(Work required) Give the number of lines that contain the string "with", and nothing else.

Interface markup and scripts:

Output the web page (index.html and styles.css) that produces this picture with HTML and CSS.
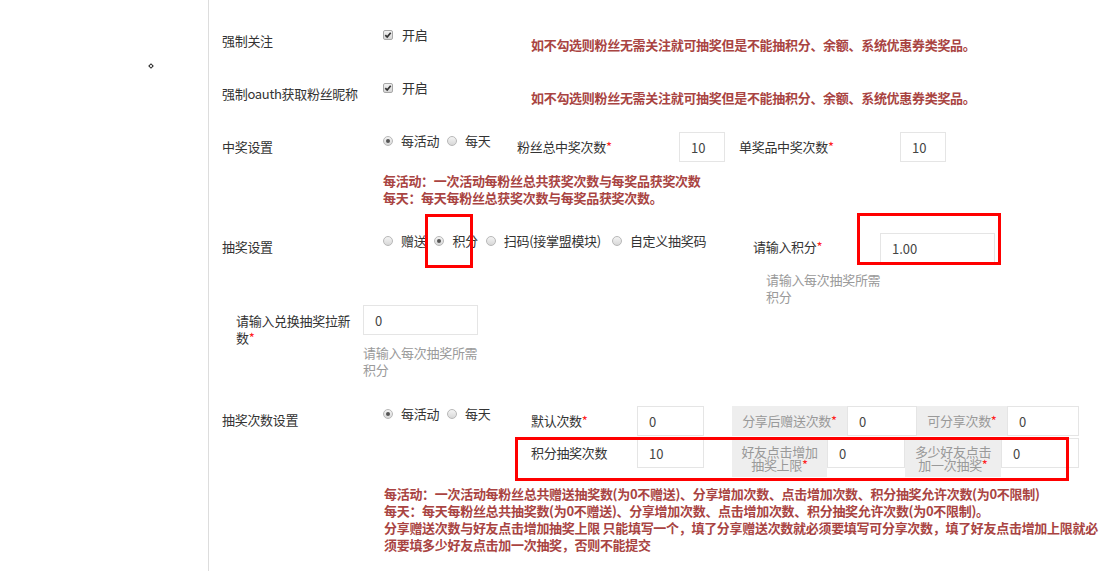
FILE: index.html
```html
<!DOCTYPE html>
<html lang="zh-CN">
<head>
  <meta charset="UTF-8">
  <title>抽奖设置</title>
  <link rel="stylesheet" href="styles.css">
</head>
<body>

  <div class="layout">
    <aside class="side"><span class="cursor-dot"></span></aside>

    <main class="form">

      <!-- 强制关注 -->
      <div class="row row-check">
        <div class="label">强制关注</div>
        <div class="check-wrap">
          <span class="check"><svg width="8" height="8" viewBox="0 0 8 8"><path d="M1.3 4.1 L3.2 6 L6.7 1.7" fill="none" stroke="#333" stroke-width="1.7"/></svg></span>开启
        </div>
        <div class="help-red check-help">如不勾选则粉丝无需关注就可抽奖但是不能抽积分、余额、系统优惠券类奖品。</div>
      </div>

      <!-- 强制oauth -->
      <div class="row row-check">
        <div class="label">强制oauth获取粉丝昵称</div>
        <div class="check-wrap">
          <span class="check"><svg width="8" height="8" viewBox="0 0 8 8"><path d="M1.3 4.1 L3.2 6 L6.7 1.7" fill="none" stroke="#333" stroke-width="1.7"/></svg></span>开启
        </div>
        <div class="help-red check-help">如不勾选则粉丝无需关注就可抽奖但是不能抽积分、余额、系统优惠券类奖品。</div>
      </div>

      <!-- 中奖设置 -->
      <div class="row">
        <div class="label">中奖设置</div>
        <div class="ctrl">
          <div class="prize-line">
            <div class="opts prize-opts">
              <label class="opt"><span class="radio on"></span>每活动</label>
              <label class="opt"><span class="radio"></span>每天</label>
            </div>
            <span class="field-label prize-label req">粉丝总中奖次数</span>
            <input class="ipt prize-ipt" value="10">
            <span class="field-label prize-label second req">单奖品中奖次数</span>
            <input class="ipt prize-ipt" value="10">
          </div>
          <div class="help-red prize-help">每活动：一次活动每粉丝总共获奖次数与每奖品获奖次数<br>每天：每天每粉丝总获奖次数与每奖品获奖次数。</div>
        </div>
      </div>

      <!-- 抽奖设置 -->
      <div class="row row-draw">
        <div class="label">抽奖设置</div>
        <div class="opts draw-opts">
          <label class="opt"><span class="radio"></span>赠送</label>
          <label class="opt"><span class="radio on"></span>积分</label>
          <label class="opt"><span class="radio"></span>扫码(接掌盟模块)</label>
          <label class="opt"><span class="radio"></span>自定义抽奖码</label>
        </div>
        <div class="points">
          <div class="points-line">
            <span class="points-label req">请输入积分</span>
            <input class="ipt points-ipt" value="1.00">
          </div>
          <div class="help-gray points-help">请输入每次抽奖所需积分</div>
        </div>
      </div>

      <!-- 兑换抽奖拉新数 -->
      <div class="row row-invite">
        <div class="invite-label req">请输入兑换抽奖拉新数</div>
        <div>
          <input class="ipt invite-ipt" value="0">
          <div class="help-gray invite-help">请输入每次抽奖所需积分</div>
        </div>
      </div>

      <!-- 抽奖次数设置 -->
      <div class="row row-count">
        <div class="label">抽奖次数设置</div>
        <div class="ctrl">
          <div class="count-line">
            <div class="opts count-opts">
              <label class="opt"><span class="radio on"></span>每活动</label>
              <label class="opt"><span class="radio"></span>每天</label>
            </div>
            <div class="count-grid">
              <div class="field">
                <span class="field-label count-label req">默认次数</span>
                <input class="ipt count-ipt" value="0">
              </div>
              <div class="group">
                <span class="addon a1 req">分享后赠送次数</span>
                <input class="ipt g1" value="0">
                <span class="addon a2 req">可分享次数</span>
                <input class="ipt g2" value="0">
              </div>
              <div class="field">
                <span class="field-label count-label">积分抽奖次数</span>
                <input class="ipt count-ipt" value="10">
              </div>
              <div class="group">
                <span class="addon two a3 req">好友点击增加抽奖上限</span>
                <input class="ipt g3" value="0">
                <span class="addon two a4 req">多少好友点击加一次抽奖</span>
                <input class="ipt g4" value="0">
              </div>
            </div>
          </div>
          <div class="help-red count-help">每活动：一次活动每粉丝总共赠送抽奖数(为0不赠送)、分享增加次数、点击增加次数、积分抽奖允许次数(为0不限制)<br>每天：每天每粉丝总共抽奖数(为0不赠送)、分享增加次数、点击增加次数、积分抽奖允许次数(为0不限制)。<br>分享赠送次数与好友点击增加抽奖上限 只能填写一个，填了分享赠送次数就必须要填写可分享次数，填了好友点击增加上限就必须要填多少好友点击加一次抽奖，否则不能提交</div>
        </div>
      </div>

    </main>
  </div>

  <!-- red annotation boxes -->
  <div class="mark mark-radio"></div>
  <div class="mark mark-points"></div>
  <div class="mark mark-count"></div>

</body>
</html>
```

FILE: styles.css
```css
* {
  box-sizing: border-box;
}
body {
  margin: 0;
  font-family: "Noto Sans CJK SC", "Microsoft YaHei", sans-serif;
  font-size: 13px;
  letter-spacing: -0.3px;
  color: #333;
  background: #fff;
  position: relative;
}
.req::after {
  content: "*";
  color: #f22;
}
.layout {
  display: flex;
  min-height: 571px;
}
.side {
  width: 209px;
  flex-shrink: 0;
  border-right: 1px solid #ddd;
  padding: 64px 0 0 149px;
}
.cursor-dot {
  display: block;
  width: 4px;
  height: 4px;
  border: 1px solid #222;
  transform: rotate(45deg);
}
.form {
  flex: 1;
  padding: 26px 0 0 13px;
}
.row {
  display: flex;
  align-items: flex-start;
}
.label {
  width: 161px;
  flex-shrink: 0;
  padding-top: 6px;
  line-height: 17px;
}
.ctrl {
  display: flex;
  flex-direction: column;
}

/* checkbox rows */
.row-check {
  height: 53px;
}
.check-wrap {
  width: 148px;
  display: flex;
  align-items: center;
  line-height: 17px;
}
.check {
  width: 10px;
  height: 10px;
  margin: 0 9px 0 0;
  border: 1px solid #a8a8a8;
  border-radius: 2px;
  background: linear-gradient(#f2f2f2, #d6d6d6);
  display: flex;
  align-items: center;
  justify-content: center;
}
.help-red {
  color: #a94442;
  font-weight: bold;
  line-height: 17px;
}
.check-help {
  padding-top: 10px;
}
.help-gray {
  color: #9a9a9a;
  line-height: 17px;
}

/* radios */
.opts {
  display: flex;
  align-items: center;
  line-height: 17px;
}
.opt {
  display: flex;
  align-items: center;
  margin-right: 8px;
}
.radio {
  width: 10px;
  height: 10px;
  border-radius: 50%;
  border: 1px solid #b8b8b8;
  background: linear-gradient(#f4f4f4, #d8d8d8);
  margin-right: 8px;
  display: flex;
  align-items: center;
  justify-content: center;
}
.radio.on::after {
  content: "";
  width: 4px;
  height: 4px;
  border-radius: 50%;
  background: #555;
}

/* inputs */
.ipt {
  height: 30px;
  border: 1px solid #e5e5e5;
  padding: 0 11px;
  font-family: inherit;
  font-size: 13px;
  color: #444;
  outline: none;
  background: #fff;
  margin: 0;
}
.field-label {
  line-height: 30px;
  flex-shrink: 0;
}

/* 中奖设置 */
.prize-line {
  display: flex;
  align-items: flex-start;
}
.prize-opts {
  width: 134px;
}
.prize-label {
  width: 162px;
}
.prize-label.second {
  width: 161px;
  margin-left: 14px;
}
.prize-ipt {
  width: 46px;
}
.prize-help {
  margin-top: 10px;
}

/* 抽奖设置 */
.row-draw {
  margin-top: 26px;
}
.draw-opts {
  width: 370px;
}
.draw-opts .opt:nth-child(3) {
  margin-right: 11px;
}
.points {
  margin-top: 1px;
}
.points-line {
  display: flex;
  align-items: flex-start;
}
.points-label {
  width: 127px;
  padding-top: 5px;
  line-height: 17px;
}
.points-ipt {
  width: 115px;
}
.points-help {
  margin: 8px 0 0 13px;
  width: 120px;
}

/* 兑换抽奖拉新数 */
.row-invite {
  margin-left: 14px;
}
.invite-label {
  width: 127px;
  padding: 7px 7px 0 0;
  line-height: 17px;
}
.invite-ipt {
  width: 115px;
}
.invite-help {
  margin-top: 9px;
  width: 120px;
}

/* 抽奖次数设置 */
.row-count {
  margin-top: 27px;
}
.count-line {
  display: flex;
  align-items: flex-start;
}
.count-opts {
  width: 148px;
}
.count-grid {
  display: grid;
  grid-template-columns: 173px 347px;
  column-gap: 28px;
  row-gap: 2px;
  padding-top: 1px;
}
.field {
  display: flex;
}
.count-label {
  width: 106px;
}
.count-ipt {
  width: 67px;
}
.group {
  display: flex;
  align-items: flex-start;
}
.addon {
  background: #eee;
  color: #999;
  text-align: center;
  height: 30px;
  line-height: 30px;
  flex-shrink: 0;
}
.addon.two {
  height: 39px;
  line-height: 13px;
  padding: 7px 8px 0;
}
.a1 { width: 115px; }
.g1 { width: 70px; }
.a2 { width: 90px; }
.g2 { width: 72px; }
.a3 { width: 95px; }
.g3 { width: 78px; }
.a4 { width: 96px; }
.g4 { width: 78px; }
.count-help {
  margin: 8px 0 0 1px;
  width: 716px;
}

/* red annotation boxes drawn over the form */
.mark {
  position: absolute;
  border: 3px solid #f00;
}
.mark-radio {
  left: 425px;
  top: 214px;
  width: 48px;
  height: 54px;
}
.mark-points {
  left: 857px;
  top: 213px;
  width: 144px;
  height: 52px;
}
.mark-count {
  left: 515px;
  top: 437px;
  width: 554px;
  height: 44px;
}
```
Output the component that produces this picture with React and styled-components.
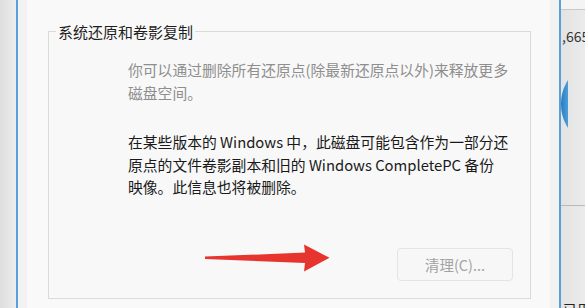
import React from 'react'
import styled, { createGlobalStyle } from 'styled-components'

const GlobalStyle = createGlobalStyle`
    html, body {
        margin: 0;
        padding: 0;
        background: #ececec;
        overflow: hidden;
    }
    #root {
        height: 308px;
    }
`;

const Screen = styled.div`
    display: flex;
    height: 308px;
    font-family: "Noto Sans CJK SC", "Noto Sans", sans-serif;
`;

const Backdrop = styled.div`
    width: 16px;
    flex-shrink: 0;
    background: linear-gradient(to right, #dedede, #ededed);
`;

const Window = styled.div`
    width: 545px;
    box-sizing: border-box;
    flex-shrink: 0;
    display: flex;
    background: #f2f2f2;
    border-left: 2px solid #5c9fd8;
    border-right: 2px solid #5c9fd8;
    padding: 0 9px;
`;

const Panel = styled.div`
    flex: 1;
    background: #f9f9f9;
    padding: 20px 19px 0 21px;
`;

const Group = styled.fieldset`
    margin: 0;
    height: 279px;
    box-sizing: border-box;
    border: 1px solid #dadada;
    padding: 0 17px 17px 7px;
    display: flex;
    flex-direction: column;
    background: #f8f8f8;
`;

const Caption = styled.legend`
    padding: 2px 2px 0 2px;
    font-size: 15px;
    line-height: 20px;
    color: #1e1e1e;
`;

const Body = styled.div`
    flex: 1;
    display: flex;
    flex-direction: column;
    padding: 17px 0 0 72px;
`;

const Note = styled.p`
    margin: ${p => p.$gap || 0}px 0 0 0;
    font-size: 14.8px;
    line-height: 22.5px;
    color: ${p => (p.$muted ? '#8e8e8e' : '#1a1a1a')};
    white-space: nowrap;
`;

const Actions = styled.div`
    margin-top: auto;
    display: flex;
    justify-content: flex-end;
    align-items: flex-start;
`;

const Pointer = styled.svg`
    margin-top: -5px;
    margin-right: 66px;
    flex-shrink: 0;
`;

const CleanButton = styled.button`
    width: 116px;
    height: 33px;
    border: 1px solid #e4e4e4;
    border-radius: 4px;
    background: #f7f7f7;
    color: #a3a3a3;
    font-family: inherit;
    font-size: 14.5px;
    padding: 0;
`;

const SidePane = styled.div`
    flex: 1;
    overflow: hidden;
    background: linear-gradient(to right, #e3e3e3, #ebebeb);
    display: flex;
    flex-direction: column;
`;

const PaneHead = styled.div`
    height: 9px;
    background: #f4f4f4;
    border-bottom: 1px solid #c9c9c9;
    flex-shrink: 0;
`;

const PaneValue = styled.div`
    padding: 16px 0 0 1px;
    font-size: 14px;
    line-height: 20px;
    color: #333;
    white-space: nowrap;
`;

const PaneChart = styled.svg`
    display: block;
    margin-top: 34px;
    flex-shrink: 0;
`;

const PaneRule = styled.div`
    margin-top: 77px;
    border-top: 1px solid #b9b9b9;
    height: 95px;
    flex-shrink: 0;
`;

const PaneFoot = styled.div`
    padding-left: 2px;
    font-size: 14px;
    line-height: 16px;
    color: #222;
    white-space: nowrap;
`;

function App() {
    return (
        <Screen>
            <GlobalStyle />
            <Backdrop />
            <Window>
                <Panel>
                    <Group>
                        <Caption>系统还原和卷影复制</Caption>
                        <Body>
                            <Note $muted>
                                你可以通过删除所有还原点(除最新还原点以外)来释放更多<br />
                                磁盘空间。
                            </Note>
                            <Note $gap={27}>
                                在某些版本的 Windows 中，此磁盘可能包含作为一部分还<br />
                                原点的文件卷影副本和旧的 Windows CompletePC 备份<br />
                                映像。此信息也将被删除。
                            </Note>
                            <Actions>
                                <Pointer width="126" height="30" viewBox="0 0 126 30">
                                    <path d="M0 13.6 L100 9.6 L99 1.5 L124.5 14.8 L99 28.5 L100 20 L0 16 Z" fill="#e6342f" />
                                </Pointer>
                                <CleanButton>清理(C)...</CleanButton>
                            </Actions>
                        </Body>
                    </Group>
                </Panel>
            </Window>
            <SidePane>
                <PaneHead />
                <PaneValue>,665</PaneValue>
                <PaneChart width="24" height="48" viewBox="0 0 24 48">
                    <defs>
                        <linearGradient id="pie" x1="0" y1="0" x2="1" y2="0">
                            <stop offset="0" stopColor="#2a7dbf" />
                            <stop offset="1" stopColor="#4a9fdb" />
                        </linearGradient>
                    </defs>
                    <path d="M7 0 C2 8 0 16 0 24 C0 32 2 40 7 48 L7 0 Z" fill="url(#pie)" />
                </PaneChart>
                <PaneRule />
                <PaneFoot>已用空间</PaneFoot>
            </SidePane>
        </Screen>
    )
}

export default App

(Completed task) 2